This was a fair and well regulated kingdom, through which a man might have travelled with gold in his hand without danger, so long as it was governed by its native sovereign who was a Gentile, and resided in the city of _Catecha_[161] six days journey inland. This king loved strangers, especially merchants who traded in his dominions, insomuch that he took no customs from them, neither did he vex them with any grievous impositions, only that each ship that came thither paid some small affair in proportion to her tonnage. Owing to this good treatment twenty-five ships, great and small, used to lade yearly in the port of Orissa, mostly with rice and with different kinds of white cotton cloths, oil of _zerzerline_ or _verzino_ which is made from a seed, and answers well for eating or frying fish, lac, long pepper, ginger, dry and candied mirabolans, and great store of cloth made from a kind of silk which grows on trees requiring no labour or cultivation, as when the _bole_ or round pod is grown to the size of an orange, all they have to do is to gather it. About sixteen years before this, the Pagan king of Orissa was defeated and slain and his kingdom conquered, by the king of _Patane_[162], who was also king of the greatest part of Bengal. After the conquest of Orissa, this king imposed a duty of 20 per centum on all trade, as had been formerly paid in his other dominions. But this king did not enjoy his acquisitions long, being soon conquered by another tyrant, who was the great Mogul of Delhi, Agra, and Cambaia, against whom the king of Patane made very little resistance.

[Footnote 161: Cuttack, at the head of the Delta of the Mahamuddy or Gongah river, in lat. 20 deg. 32′ N. lon. 86 deg. 9′ E. is probably here meant, It is only about 45 miles from the sea, but might have been six days journey from the port where the author took shelter, which probably was Balasore.–E.]

[Footnote 162: Probably so called from residing at Patna, called Patane in the text.–E.]

Departing from Orissa I went to the harbour of _Piqueno_ in Bengal, 170 miles to the east from Orissa. We went in the first place along the coast for 54 miles when we entered the river Ganges. From the mouth of this river to a place called _Satagan_, where the merchants assemble with their commodities, are 100 miles, to which place they row up the river along with the flood tide in _eighteen_ hours. This river ebbs and flows as it does in the Thames, and when the ebb begins, although their barks are light and propelled with oars like foists, they cannot row against the ebb tide, but must make fast to one of the banks of the river and wait for next flood. These boats are called _bazaras_ and _patuas_, and row as well as a galliot or any vessel I have ever seen. At the distance of a good tide rowing before reaching _Satagan_ we come to a place called _Buttor_, which ships do not go beyond, as the river is very shallow upwards. At _Buttore_ a village is constructed every year, in which all the houses and shops are made of straw, and have every necessary convenience for the use of the merchants. This village continues as long as the ships remain there; but when they depart for the Indies, every man goes to his plot of houses and sets them on fire. This circumstance seemed very strange to me; for as I passed up the river to _Satagan_, I saw this village standing, having a great multitude of people with many ships and bazars; and at my return along with the captain of the last ship, for whom I tarried, I was amazed to see no remains of the village except the appearance of the burnt houses, all having been razed and burnt.

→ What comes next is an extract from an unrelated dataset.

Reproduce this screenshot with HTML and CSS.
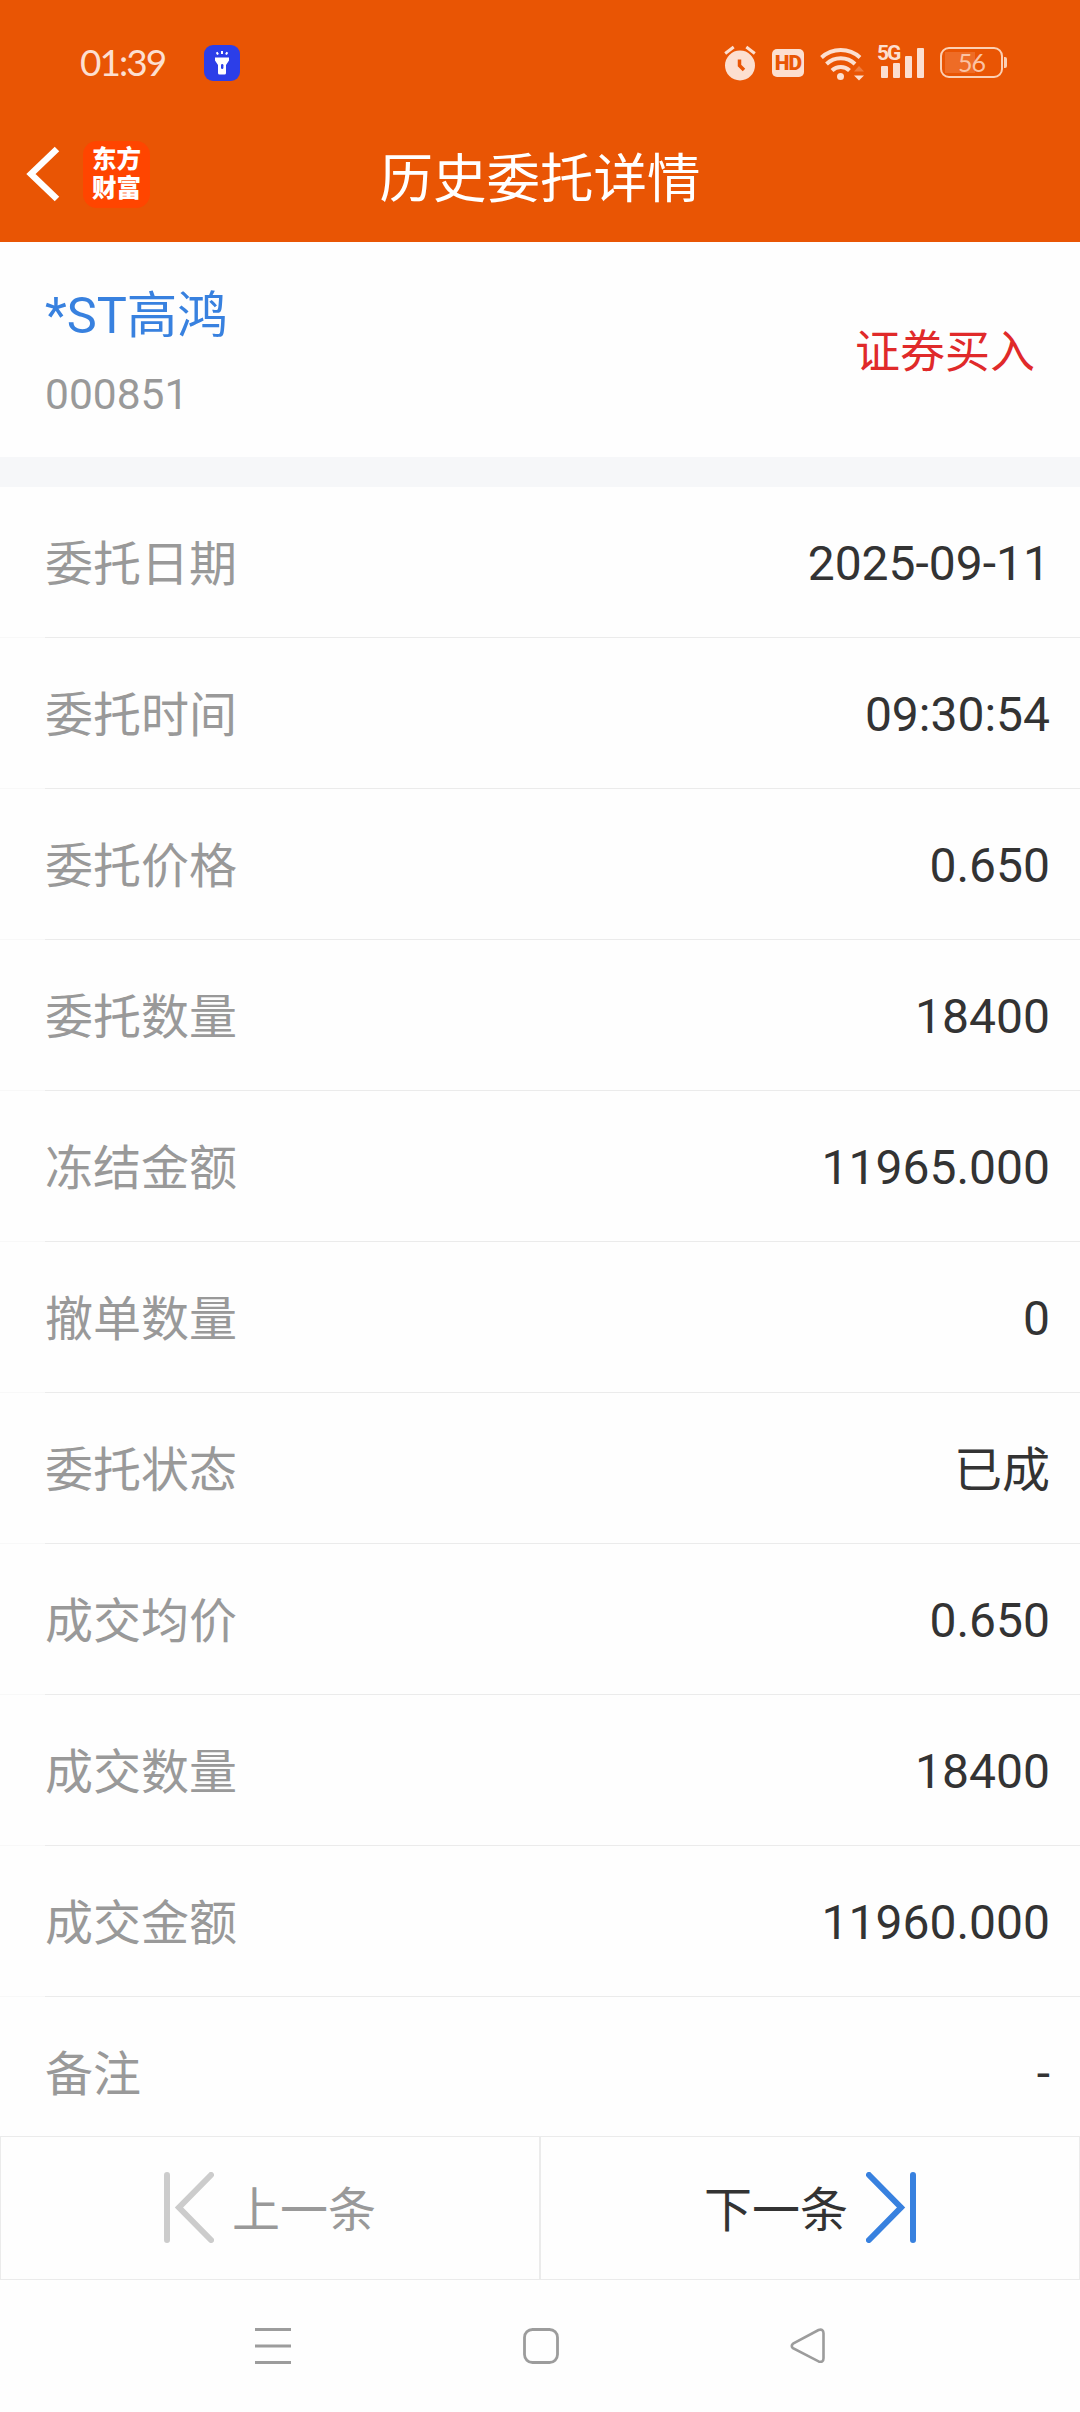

Small ships go up to _Satagan_ where they load and unload their cargoes. In this port of _Satagan_ twenty-five or thirty ships great and small are loaded yearly with rice, cotton cloths of various kinds, lac, great quantities of sugar, dried and preserved mirabolans, long pepper, oil of _Verzino_, and many other kinds of merchandise. The city of Satagan is tolerably handsome as a city of the Moors, abounding in every thing, and belonged formerly to the king of _Patane_ or _Patna_, but is now subject to the great Mogul. I was in this kingdom four months, where many merchants bought or hired boats for their convenience and great advantage, as there is a fair every day in one town or city of the country. I also hired a bark and went up and down the river in the prosecution of my business, in the course of which I saw many strange things.

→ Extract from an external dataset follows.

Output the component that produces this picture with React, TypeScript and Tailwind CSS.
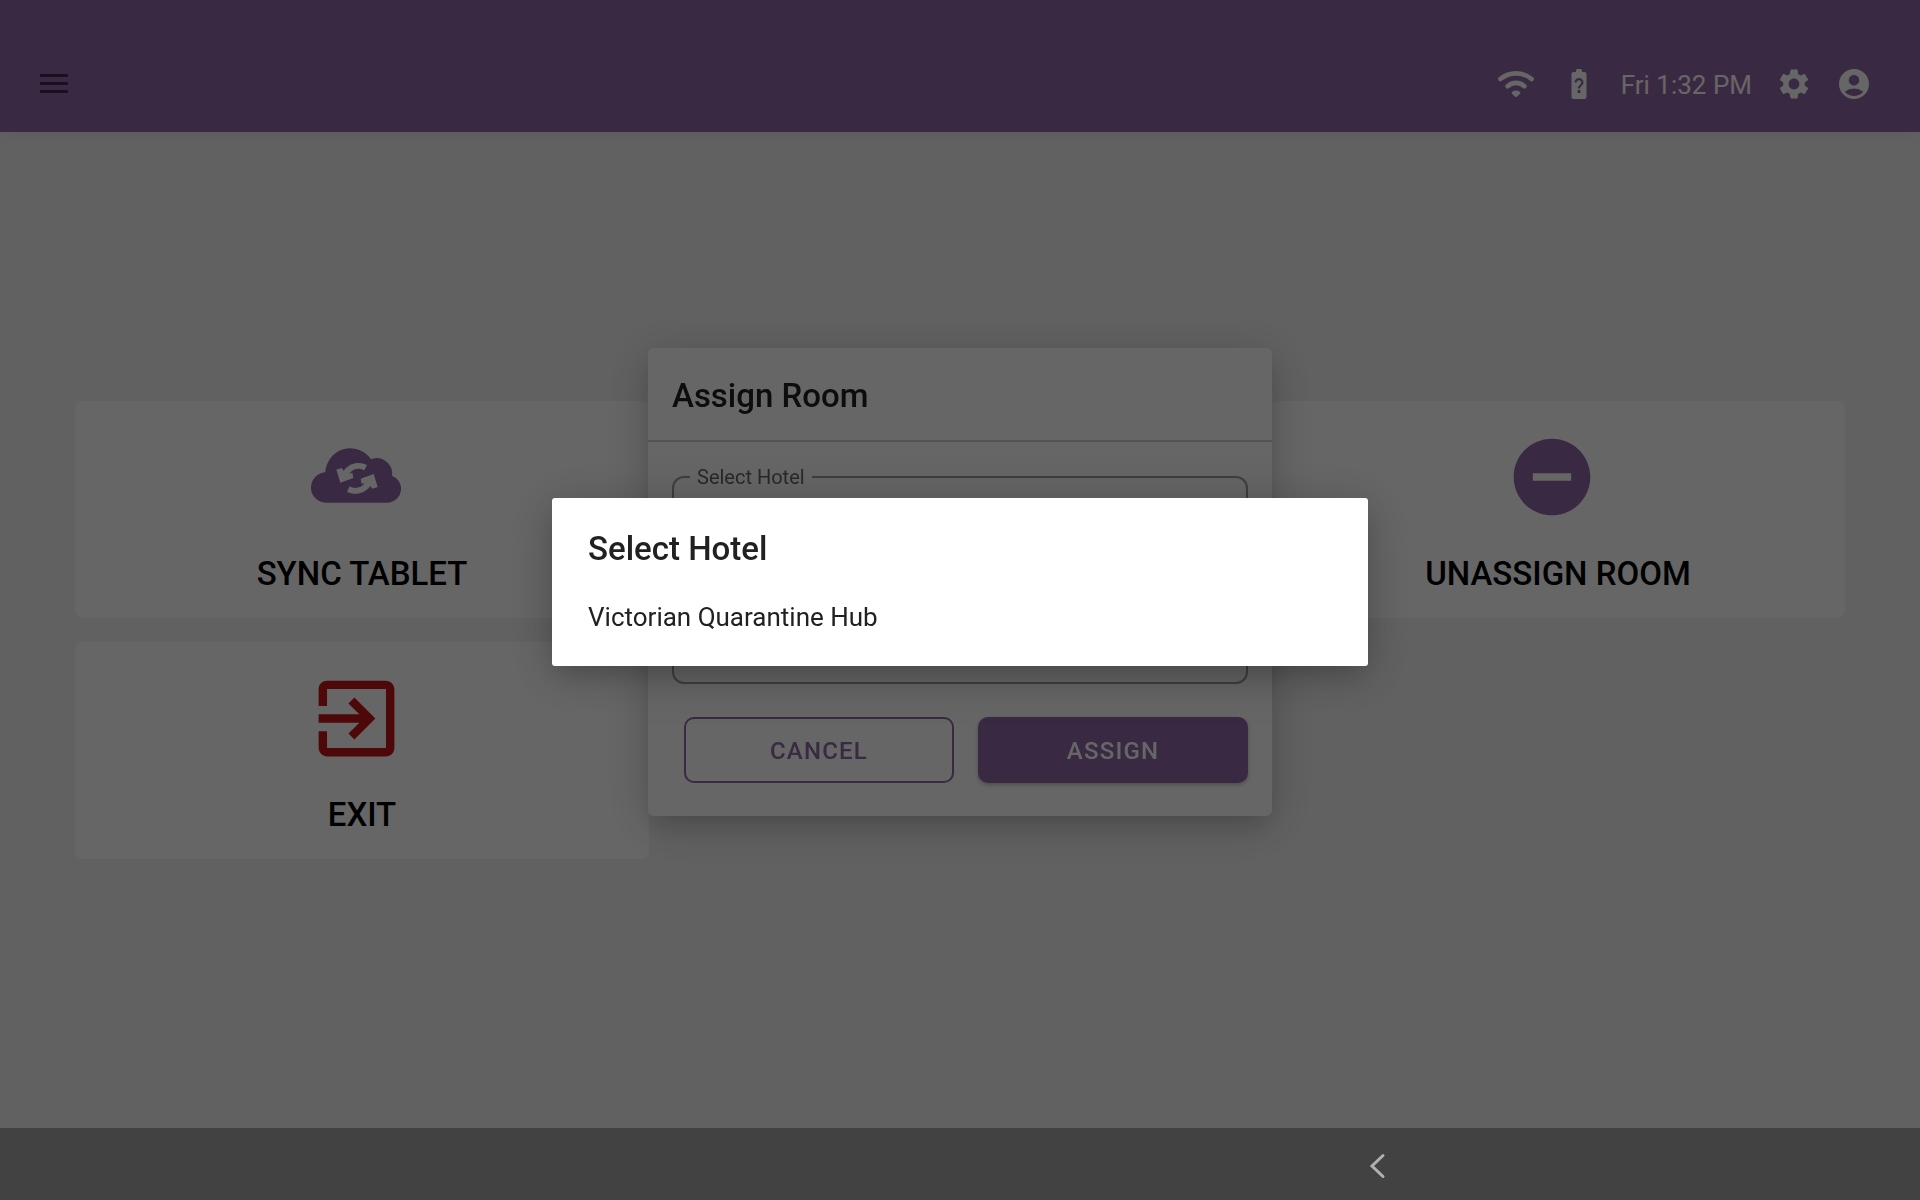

The kingdom of Bengal has been long under the power of the Mahomedans, yet there are many Gentile inhabitants. Wherever I speak of Gentiles I am to be understood as signifying idolaters, and by Moors I mean the followers of Mahomet. The inhabitants of the inland country do greatly worship the river Ganges; for if any one is sick, he is brought from the country to the banks of the river, where they build for him a cottage of straw, and every day they bathe him in the river. Thus many die at the side of the Ganges, and after their death they make a heap of boughs and sticks on which they lay the dead body and then set the pile on fire. When the dead body is half roasted, it is taken from the fire, and having an empty jar tied about its neck is thrown into the river. I saw this done every night for two months as I passed up and down the river in my way to the fairs to purchase commodities from the merchants. On account of this practice the Portuguese do not drink the water of the Ganges, although it appears to the eye much better and clearer than that of the Nile.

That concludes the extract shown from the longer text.